• Problem to solve: Scan the data. Collect each line that contains the word "styles".

• Input records:

start

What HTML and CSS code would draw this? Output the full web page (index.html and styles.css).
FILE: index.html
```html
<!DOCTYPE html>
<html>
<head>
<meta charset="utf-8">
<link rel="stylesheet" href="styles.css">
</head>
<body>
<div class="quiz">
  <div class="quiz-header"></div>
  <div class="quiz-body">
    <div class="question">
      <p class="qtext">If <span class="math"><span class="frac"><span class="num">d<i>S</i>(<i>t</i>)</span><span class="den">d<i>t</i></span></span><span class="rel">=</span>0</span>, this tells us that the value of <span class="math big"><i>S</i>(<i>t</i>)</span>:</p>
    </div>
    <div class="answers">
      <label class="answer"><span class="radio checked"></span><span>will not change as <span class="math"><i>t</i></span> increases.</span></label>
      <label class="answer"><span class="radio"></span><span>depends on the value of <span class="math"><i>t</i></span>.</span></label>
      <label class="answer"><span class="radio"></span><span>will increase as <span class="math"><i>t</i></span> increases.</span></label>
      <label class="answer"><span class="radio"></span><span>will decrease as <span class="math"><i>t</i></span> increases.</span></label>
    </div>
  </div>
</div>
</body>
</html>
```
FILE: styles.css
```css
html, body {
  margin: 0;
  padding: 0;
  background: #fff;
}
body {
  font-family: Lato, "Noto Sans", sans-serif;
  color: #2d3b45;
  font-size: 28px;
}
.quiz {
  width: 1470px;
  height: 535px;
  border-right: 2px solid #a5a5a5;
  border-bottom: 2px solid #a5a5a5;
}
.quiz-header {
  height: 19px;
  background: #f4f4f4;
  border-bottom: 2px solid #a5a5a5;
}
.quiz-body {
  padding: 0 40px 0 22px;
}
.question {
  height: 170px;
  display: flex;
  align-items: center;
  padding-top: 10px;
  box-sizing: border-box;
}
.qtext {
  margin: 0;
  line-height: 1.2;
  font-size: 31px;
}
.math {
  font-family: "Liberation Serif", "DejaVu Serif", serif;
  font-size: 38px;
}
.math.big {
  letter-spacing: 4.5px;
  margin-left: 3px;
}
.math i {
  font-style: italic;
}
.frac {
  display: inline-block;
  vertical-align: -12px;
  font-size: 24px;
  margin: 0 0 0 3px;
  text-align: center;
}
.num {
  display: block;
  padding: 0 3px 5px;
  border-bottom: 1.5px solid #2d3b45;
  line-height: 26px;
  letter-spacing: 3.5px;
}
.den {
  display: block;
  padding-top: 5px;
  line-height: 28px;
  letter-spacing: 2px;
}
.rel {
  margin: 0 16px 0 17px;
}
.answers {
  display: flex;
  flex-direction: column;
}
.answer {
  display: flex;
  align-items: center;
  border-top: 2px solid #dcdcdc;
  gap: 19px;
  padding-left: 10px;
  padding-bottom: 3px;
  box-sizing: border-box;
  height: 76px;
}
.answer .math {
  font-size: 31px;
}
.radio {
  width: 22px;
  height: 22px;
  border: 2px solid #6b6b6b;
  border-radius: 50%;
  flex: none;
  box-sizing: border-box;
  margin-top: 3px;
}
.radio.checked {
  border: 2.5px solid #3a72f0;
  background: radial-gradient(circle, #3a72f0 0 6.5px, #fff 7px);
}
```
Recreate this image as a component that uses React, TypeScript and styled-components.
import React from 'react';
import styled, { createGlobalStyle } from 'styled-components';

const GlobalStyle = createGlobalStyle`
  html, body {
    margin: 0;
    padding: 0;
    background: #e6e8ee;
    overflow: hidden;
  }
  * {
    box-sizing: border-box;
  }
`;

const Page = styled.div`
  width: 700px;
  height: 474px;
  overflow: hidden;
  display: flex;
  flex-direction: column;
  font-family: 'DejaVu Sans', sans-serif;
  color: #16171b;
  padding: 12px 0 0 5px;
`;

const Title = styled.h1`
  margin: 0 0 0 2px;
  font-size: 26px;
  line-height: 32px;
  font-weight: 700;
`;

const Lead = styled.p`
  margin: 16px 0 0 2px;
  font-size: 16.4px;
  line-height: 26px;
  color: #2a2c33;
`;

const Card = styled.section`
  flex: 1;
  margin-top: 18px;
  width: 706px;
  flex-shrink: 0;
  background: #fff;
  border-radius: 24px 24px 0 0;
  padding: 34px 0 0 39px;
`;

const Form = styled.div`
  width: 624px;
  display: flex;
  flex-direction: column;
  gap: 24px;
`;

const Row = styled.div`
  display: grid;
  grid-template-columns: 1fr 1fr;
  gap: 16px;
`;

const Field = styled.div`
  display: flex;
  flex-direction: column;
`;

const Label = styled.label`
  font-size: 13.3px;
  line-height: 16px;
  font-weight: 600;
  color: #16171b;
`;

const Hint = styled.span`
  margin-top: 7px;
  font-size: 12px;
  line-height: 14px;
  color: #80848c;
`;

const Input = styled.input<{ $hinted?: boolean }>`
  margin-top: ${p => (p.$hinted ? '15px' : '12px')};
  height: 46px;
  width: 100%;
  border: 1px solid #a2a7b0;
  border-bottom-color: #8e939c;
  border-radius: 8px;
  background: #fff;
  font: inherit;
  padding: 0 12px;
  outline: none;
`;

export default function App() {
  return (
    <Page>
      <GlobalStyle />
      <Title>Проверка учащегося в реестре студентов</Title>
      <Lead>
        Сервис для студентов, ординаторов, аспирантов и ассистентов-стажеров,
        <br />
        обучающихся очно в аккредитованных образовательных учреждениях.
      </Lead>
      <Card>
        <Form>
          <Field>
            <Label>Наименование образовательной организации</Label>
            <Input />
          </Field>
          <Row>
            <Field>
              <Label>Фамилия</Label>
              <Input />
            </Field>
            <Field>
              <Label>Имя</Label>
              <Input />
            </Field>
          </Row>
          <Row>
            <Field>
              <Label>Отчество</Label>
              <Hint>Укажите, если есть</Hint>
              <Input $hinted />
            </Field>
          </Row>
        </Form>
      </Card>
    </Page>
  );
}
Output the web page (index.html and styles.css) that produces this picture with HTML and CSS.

end

• Output of the task:
What HTML and CSS code would draw this? Output the full web page (index.html and styles.css).
<link rel="stylesheet" href="styles.css">
FILE: styles.css
Output the web page (index.html and styles.css) that produces this picture with HTML and CSS.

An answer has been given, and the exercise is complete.